> What is being asked:
Reproduce the data exactly and drop any pictures it holds.
··· Raw data ···
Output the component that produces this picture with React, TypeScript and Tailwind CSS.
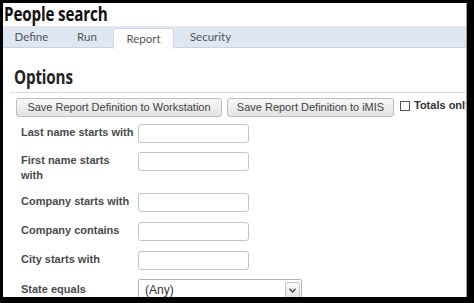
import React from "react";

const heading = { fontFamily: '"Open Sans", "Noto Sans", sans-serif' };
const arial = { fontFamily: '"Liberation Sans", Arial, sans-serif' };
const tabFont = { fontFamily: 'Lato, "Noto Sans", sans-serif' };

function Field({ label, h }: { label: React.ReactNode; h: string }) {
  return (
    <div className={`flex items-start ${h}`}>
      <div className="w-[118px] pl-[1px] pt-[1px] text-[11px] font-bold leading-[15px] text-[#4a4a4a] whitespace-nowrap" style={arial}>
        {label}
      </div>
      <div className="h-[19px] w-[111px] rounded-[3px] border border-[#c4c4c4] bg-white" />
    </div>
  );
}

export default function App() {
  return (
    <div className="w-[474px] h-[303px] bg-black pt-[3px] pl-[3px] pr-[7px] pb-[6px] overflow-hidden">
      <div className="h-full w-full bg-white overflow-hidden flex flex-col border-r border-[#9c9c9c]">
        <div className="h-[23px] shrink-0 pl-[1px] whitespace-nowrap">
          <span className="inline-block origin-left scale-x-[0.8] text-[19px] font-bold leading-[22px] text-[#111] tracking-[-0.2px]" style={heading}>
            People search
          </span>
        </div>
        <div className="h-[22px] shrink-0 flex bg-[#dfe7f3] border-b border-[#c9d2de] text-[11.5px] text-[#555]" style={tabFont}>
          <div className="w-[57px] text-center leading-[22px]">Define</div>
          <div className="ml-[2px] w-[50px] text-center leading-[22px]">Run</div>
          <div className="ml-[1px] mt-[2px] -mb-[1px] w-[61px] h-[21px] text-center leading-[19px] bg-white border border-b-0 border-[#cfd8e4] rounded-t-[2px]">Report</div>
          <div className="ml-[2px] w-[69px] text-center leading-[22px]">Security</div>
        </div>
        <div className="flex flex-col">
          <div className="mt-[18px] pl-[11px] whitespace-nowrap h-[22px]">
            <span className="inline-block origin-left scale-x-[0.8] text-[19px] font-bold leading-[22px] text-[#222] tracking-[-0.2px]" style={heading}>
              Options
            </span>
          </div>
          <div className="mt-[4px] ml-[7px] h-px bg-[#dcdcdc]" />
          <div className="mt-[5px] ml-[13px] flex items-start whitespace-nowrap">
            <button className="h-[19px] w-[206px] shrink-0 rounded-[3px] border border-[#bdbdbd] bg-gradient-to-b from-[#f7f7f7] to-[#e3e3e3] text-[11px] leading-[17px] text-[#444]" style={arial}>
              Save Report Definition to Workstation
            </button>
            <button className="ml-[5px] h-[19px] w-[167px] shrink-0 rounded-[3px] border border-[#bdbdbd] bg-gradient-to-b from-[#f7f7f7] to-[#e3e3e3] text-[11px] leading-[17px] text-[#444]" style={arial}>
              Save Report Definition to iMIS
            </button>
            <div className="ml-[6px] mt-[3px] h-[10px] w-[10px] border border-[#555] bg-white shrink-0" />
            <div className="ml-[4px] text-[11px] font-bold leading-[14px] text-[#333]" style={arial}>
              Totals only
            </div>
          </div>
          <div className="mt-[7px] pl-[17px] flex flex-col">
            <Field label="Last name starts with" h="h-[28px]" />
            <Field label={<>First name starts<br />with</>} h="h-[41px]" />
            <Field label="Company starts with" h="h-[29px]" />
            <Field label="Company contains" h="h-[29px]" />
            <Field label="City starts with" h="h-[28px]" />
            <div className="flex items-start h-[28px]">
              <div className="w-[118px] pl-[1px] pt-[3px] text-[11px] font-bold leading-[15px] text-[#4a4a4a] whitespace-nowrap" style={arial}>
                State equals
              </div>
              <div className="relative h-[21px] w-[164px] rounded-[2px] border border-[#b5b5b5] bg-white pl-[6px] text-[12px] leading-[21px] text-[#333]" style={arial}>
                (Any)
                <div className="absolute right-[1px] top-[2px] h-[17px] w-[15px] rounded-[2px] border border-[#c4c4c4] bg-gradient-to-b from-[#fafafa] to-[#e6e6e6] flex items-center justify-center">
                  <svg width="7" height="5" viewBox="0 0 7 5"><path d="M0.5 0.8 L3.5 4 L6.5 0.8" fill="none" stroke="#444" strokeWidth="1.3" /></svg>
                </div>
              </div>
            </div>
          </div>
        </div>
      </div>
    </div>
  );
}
···
> Task answer:
Output the component that produces this picture with React, TypeScript and Tailwind CSS.
import React from "react";

const heading = { fontFamily: '"Open Sans", "Noto Sans", sans-serif' };
const arial = { fontFamily: '"Liberation Sans", Arial, sans-serif' };
const tabFont = { fontFamily: 'Lato, "Noto Sans", sans-serif' };

function Field({ label, h }: { label: React.ReactNode; h: string }) {
  return (
    <div className={`flex items-start ${h}`}>
      <div className="w-[118px] pl-[1px] pt-[1px] text-[11px] font-bold leading-[15px] text-[#4a4a4a] whitespace-nowrap" style={arial}>
        {label}
      </div>
      <div className="h-[19px] w-[111px] rounded-[3px] border border-[#c4c4c4] bg-white" />
    </div>
  );
}

export default function App() {
  return (
    <div className="w-[474px] h-[303px] bg-black pt-[3px] pl-[3px] pr-[7px] pb-[6px] overflow-hidden">
      <div className="h-full w-full bg-white overflow-hidden flex flex-col border-r border-[#9c9c9c]">
        <div className="h-[23px] shrink-0 pl-[1px] whitespace-nowrap">
          <span className="inline-block origin-left scale-x-[0.8] text-[19px] font-bold leading-[22px] text-[#111] tracking-[-0.2px]" style={heading}>
            People search
          </span>
        </div>
        <div className="h-[22px] shrink-0 flex bg-[#dfe7f3] border-b border-[#c9d2de] text-[11.5px] text-[#555]" style={tabFont}>
          <div className="w-[57px] text-center leading-[22px]">Define</div>
          <div className="ml-[2px] w-[50px] text-center leading-[22px]">Run</div>
          <div className="ml-[1px] mt-[2px] -mb-[1px] w-[61px] h-[21px] text-center leading-[19px] bg-white border border-b-0 border-[#cfd8e4] rounded-t-[2px]">Report</div>
          <div className="ml-[2px] w-[69px] text-center leading-[22px]">Security</div>
        </div>
        <div className="flex flex-col">
          <div className="mt-[18px] pl-[11px] whitespace-nowrap h-[22px]">
            <span className="inline-block origin-left scale-x-[0.8] text-[19px] font-bold leading-[22px] text-[#222] tracking-[-0.2px]" style={heading}>
              Options
            </span>
          </div>
          <div className="mt-[4px] ml-[7px] h-px bg-[#dcdcdc]" />
          <div className="mt-[5px] ml-[13px] flex items-start whitespace-nowrap">
            <button className="h-[19px] w-[206px] shrink-0 rounded-[3px] border border-[#bdbdbd] bg-gradient-to-b from-[#f7f7f7] to-[#e3e3e3] text-[11px] leading-[17px] text-[#444]" style={arial}>
              Save Report Definition to Workstation
            </button>
            <button className="ml-[5px] h-[19px] w-[167px] shrink-0 rounded-[3px] border border-[#bdbdbd] bg-gradient-to-b from-[#f7f7f7] to-[#e3e3e3] text-[11px] leading-[17px] text-[#444]" style={arial}>
              Save Report Definition to iMIS
            </button>
            <div className="ml-[6px] mt-[3px] h-[10px] w-[10px] border border-[#555] bg-white shrink-0" />
            <div className="ml-[4px] text-[11px] font-bold leading-[14px] text-[#333]" style={arial}>
              Totals only
            </div>
          </div>
          <div className="mt-[7px] pl-[17px] flex flex-col">
            <Field label="Last name starts with" h="h-[28px]" />
            <Field label={<>First name starts<br />with</>} h="h-[41px]" />
            <Field label="Company starts with" h="h-[29px]" />
            <Field label="Company contains" h="h-[29px]" />
            <Field label="City starts with" h="h-[28px]" />
            <div className="flex items-start h-[28px]">
              <div className="w-[118px] pl-[1px] pt-[3px] text-[11px] font-bold leading-[15px] text-[#4a4a4a] whitespace-nowrap" style={arial}>
                State equals
              </div>
              <div className="relative h-[21px] w-[164px] rounded-[2px] border border-[#b5b5b5] bg-white pl-[6px] text-[12px] leading-[21px] text-[#333]" style={arial}>
                (Any)
                <div className="absolute right-[1px] top-[2px] h-[17px] w-[15px] rounded-[2px] border border-[#c4c4c4] bg-gradient-to-b from-[#fafafa] to-[#e6e6e6] flex items-center justify-center">
                  <svg width="7" height="5" viewBox="0 0 7 5"><path d="M0.5 0.8 L3.5 4 L6.5 0.8" fill="none" stroke="#444" strokeWidth="1.3" /></svg>
                </div>
              </div>
            </div>
          </div>
        </div>
      </div>
    </div>
  );
}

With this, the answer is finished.